**EXTRACTED DATA:**
** BEGIN **
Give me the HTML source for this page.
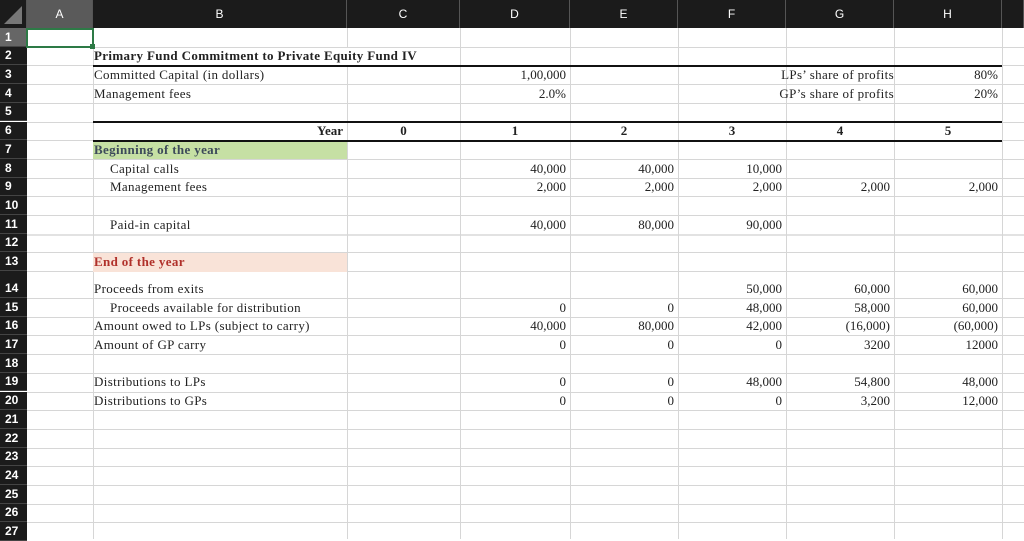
** END **
** BEGIN **
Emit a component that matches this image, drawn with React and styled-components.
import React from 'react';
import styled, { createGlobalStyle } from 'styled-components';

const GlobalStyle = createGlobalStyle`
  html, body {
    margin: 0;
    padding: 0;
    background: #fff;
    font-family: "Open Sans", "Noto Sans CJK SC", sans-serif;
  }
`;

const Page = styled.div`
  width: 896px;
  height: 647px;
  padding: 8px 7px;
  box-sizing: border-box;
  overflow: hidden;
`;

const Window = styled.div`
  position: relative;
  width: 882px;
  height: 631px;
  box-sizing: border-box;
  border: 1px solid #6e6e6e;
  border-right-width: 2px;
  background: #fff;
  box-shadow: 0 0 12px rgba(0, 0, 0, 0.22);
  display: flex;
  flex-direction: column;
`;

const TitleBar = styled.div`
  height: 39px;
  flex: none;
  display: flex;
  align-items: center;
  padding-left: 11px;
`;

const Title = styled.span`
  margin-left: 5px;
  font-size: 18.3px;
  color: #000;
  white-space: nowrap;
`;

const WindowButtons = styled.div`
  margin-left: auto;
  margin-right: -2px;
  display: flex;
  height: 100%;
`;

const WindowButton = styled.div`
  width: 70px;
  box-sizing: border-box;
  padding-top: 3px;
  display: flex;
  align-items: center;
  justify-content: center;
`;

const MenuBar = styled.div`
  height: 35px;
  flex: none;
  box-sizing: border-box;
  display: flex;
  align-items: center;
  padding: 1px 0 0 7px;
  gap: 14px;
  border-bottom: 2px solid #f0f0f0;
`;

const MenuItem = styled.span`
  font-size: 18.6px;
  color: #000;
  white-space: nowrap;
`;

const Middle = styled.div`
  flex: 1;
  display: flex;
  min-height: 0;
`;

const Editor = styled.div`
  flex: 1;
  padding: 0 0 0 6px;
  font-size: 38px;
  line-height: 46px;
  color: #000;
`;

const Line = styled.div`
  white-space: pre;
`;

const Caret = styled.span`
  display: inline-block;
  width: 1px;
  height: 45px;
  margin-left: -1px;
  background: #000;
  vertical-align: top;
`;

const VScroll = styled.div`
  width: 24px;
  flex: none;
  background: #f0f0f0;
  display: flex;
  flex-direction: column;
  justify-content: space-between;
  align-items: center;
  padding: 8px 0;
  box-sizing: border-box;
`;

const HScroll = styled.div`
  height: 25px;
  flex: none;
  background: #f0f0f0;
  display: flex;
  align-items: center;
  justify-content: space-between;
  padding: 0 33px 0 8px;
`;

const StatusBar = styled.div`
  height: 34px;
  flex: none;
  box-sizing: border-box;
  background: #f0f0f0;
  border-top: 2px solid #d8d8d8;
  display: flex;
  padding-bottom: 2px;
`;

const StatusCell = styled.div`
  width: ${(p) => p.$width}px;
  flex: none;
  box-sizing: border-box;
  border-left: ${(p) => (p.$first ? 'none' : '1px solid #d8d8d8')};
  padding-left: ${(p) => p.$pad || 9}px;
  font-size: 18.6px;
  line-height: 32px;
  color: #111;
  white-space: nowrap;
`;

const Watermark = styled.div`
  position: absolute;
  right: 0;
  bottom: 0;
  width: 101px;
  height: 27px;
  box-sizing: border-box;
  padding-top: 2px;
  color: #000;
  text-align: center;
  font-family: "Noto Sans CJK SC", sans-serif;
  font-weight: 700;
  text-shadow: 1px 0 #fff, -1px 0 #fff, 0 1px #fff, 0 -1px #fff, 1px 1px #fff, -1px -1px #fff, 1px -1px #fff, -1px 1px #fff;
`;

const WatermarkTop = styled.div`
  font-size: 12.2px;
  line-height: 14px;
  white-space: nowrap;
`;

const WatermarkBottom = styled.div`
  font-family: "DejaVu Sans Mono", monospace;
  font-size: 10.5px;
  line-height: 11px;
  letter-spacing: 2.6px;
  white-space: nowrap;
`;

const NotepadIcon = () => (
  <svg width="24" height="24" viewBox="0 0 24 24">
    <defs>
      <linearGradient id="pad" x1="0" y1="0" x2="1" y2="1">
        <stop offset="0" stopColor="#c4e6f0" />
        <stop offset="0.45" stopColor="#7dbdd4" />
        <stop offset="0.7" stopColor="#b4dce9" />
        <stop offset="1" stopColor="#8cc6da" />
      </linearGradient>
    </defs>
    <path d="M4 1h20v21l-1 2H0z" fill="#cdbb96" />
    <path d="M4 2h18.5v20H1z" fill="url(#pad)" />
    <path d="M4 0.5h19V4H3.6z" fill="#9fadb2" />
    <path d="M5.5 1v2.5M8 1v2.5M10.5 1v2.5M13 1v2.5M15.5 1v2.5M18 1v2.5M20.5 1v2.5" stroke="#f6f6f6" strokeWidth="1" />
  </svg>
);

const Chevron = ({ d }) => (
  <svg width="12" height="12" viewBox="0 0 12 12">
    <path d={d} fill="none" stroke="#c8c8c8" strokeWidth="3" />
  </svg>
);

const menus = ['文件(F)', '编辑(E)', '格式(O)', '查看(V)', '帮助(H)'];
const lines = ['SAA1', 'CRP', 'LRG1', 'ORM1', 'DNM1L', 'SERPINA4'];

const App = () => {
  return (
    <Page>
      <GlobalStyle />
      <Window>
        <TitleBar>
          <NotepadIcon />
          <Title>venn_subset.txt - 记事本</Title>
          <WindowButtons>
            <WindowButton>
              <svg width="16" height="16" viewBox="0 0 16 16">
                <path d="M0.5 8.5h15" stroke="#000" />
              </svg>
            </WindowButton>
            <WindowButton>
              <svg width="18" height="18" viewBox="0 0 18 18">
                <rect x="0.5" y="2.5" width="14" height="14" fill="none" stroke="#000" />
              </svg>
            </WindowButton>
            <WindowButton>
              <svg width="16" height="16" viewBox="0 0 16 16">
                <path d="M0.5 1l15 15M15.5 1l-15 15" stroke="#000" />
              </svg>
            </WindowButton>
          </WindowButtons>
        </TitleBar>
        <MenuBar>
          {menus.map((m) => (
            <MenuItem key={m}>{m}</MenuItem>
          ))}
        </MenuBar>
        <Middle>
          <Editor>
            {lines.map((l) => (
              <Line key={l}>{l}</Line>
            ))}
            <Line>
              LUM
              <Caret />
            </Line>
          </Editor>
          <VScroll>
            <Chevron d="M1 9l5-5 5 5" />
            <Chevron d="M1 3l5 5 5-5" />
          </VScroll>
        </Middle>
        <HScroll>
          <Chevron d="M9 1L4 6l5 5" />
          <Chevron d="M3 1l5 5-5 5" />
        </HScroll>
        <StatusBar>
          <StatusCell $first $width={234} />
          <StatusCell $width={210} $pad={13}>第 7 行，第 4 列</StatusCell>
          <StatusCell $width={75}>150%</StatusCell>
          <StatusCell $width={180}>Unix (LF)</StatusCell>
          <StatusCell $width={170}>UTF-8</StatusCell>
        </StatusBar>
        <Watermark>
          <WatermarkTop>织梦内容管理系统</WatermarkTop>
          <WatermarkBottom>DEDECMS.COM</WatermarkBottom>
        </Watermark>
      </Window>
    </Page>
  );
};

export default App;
** END **
** BEGIN **
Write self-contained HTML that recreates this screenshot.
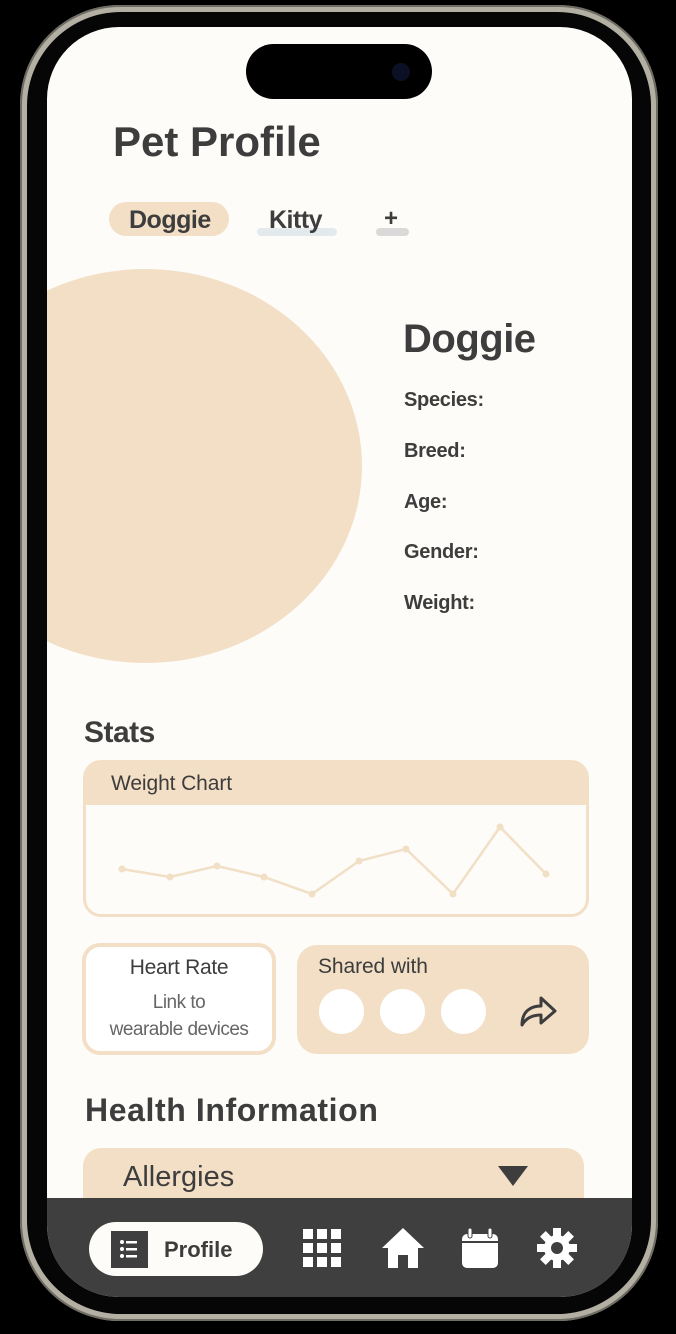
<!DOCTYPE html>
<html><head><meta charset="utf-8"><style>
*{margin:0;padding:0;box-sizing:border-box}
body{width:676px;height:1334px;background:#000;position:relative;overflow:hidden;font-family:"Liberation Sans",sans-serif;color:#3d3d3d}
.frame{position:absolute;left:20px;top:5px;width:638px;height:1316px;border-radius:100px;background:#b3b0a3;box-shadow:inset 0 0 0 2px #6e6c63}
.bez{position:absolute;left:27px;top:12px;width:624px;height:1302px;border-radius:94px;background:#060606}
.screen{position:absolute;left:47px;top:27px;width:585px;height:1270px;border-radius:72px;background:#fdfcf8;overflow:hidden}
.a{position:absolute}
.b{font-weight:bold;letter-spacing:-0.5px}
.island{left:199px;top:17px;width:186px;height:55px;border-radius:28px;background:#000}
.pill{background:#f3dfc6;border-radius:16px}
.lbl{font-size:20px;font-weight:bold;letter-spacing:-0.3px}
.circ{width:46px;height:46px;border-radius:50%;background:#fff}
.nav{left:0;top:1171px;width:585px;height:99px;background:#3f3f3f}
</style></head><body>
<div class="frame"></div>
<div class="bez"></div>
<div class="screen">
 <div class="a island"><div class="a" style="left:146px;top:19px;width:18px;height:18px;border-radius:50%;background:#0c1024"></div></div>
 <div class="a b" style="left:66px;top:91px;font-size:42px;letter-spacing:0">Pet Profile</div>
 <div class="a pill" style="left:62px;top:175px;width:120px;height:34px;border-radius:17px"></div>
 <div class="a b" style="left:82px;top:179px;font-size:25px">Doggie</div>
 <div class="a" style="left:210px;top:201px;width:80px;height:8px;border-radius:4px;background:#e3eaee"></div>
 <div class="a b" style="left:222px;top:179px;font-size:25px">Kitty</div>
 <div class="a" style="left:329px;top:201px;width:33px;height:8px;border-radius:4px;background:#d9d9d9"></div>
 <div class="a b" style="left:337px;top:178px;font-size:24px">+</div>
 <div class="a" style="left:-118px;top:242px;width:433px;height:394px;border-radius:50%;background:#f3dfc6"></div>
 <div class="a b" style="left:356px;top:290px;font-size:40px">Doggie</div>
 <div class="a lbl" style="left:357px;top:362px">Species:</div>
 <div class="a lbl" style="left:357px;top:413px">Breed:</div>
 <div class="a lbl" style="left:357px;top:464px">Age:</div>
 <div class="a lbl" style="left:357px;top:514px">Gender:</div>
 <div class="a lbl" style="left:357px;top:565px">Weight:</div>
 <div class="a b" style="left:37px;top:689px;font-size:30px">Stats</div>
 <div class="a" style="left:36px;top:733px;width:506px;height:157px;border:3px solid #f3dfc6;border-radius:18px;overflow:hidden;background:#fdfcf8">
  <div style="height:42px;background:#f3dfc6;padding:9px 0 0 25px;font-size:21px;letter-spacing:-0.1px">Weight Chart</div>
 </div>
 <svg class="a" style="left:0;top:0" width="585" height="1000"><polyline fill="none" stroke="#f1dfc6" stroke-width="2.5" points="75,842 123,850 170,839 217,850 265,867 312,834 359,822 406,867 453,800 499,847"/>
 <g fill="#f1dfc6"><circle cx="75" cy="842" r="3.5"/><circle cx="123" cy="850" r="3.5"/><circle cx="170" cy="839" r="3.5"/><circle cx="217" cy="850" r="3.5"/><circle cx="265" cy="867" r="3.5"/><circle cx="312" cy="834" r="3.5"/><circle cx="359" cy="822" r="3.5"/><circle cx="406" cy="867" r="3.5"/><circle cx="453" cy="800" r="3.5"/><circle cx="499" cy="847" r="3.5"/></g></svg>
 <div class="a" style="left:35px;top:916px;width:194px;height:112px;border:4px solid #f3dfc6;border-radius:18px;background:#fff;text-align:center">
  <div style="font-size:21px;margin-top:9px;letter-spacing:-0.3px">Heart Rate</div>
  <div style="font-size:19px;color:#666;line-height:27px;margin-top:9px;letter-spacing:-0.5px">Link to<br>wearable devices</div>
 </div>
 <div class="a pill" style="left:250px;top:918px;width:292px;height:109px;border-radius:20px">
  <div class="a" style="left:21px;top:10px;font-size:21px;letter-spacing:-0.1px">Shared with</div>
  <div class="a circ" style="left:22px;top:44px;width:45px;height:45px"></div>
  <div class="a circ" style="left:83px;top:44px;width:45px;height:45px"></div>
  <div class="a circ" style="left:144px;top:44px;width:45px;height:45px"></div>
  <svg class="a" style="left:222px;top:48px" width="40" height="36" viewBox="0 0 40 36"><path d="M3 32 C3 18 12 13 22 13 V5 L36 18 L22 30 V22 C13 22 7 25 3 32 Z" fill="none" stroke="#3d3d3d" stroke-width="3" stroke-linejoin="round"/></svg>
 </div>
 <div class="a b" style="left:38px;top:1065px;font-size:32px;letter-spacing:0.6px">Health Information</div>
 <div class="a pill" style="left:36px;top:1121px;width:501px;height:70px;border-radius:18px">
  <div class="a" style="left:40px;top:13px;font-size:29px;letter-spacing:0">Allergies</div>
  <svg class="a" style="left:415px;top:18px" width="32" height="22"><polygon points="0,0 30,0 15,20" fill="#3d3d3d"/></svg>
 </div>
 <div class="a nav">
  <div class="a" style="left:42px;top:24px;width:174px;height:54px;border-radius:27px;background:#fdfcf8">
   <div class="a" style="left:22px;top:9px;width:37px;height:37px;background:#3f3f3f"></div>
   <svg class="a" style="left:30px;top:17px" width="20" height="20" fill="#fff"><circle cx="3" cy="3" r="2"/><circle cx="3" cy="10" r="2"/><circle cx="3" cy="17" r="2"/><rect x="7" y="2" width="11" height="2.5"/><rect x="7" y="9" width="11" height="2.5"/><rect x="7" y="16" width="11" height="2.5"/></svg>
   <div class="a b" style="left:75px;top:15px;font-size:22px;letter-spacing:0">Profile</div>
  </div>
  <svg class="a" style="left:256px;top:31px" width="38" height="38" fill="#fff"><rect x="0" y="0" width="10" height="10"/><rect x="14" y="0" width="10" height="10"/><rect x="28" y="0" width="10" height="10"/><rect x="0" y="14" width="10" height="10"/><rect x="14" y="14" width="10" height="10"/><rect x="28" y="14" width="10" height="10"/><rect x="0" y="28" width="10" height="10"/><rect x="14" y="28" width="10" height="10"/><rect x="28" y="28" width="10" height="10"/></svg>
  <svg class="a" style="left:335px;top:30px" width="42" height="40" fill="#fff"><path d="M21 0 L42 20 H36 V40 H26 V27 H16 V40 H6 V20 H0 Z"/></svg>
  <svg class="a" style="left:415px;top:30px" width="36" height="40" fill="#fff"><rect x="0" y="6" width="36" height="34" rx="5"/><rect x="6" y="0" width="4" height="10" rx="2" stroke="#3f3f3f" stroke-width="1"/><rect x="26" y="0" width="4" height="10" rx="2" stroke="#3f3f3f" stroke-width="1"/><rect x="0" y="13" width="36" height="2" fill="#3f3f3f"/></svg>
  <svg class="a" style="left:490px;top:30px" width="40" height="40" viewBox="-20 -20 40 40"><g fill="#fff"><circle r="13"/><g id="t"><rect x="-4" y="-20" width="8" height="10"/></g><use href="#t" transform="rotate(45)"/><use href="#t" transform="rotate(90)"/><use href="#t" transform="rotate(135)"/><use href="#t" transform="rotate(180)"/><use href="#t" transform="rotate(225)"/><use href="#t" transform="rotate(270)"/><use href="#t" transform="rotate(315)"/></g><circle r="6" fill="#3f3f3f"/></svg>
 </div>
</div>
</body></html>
** END **
**PROBLEM REQUIREMENTS:** Copy all lines above containing the string "that".

**FULL OUTPUT:**
Emit a component that matches this image, drawn with React and styled-components.
Write self-contained HTML that recreates this screenshot.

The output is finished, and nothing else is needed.